The office said it sent the message soon after a federal appeals court in Chicago formally lifted Indiana's gay marriage ban, by ending a stay that was in place while the U.S. Supreme Court considered whether to hear appeals from Indiana and four other states seeking to keep their gay marriage bans.

The appeals court action came a day after the Supreme Court said it wouldn't hear those appeals.

Chief Deputy Attorney General Matt Light told clerks in Indiana's 92 counties they are "prohibited from denying marriage licenses to same-sex couples so long as all other marriage license requirements are met."

The message said the state health department is updating electronic license applications to accommodate same-sex marriages.

Such marriages in Indiana had been blocked since a few days after District Judge Richard Young in Evansville in June struck down the state's ban. In those days in between, hundreds of gay and lesbian couples rushed to get married.

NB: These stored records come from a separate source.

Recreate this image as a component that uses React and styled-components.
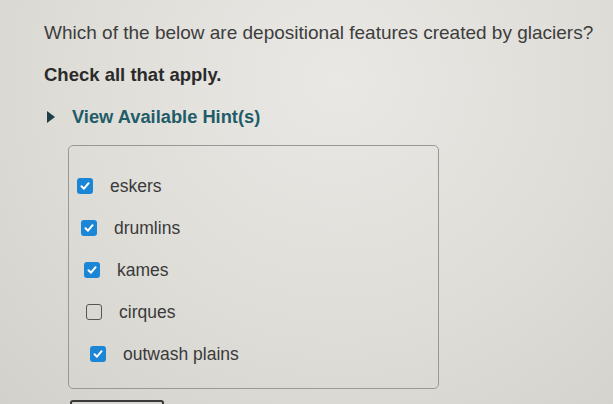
import React from "react";
import styled, { createGlobalStyle } from "styled-components";

const GlobalStyle = createGlobalStyle`
  html, body {
    margin: 0;
    padding: 0;
    height: 100%;
    overflow: hidden;
  }
  body {
    font-family: "Liberation Sans", Arial, sans-serif;
    background: radial-gradient(ellipse at 55% 20%, #e9e8e4 0%, #dfddd8 55%, #d3d1cc 100%);
  }
`;

const Page = styled.div`
  width: 613px;
  height: 404px;
  padding: 22px 0 0 44px;
  box-sizing: border-box;
  overflow: hidden;
`;

const Question = styled.div`
  font-size: 19px;
  line-height: 22px;
  color: #3d3d3d;
`;

const Instruction = styled.div`
  margin-top: 20px;
  font-size: 18.5px;
  line-height: 22px;
  font-weight: bold;
  color: #2a2a2a;
`;

const HintToggle = styled.div`
  display: flex;
  align-items: center;
  margin-top: 20px;
  padding-left: 3px;
  gap: 17px;
  font-size: 18.3px;
  line-height: 22px;
  font-weight: bold;
  color: #1f5c68;
`;

const Triangle = styled.span`
  width: 0;
  height: 0;
  border-top: 6px solid transparent;
  border-bottom: 6px solid transparent;
  border-left: 8px solid #1d3f48;
`;

const OptionsBox = styled.div`
  margin: 17px 0 0 24px;
  width: 371px;
  height: 244px;
  box-sizing: border-box;
  border: 1.5px solid #9a9894;
  border-radius: 5px;
  padding: 30px 0 0 0;
  display: flex;
  flex-direction: column;
  gap: 22px;
`;

const Option = styled.label`
  display: flex;
  align-items: center;
  gap: 17px;
  padding-left: ${(p) => p.$indent}px;
  font-size: 17.5px;
  line-height: 20px;
  color: #3a3a3a;
`;

const Box = styled.span`
  width: 16px;
  height: 16px;
  box-sizing: border-box;
  border-radius: 3px;
  display: flex;
  align-items: center;
  justify-content: center;
  background: ${(p) => (p.$checked ? "#1b86d6" : "transparent")};
  border: ${(p) => (p.$checked ? "none" : "1.8px solid #555")};
`;

const SubmitButton = styled.div`
  margin: 11px 0 0 26px;
  width: 90px;
  height: 30px;
  border: 2px solid #3a3a3a;
  border-radius: 3px;
`;

const options = [
  { label: "eskers", checked: true, indent: 8 },
  { label: "drumlins", checked: true, indent: 12 },
  { label: "kames", checked: true, indent: 15 },
  { label: "cirques", checked: false, indent: 17 },
  { label: "outwash plains", checked: true, indent: 21 },
];

function Check({ checked }) {
  return (
    <Box $checked={checked}>
      {checked && (
        <svg width="12" height="12" viewBox="0 0 12 12">
          <path
            d="M2.5 6.3 L5 8.7 L9.6 3.2"
            fill="none"
            stroke="#fff"
            strokeWidth="2"
            strokeLinecap="round"
            strokeLinejoin="round"
          />
        </svg>
      )}
    </Box>
  );
}

export default function App() {
  return (
    <>
      <GlobalStyle />
      <Page>
        <Question>Which of the below are depositional features created by glaciers?</Question>
        <Instruction>Check all that apply.</Instruction>
        <HintToggle>
          <Triangle />
          View Available Hint(s)
        </HintToggle>
        <OptionsBox>
          {options.map((o) => (
            <Option key={o.label} $indent={o.indent}>
              <Check checked={o.checked} />
              {o.label}
            </Option>
          ))}
        </OptionsBox>
        <SubmitButton />
      </Page>
    </>
  );
}
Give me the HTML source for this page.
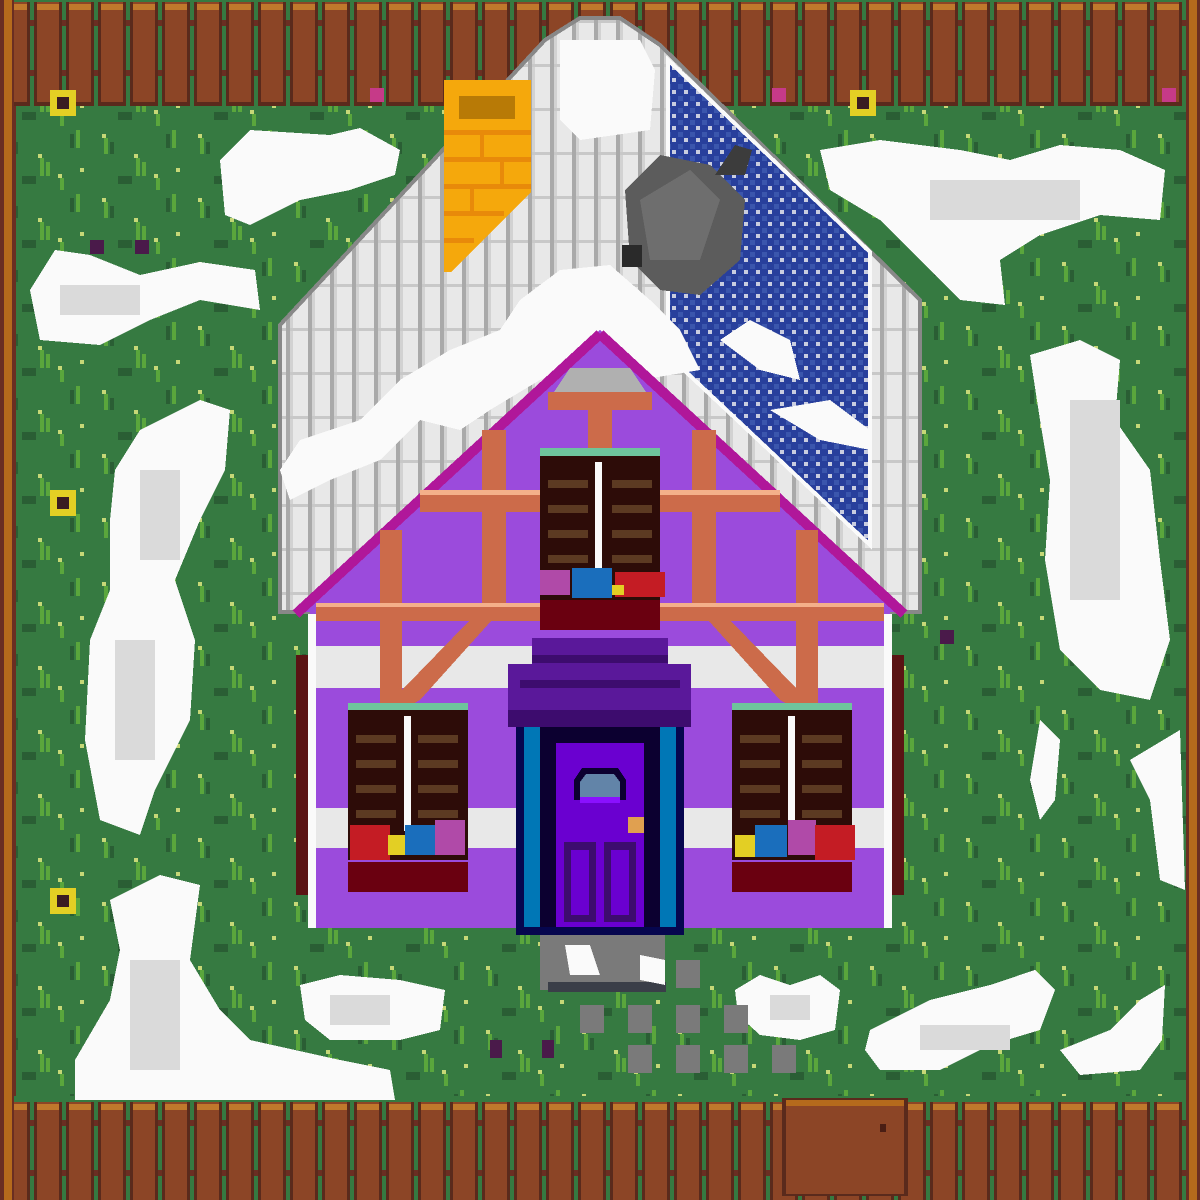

Republican Attorney General Greg Zoeller had defended Indiana's gay marriage ban against the legal challenges, but acknowledged that Monday's Supreme Court action invalidated that law.

Republican Gov. Mike Pence said his administration will follow the court's decisions even though he remained committed to traditional marriage.

Pence's office sent a memo to state agencies Tuesday directing them to provide equal state benefits or recognitions to married same-sex couples — whether they were married in Indiana or another state.

"Executive branch agencies are to recognize same-sex marriages in the same manner as they recognize heterosexual marriages," said the memo from Mark Ahearn, Pence's chief counsel.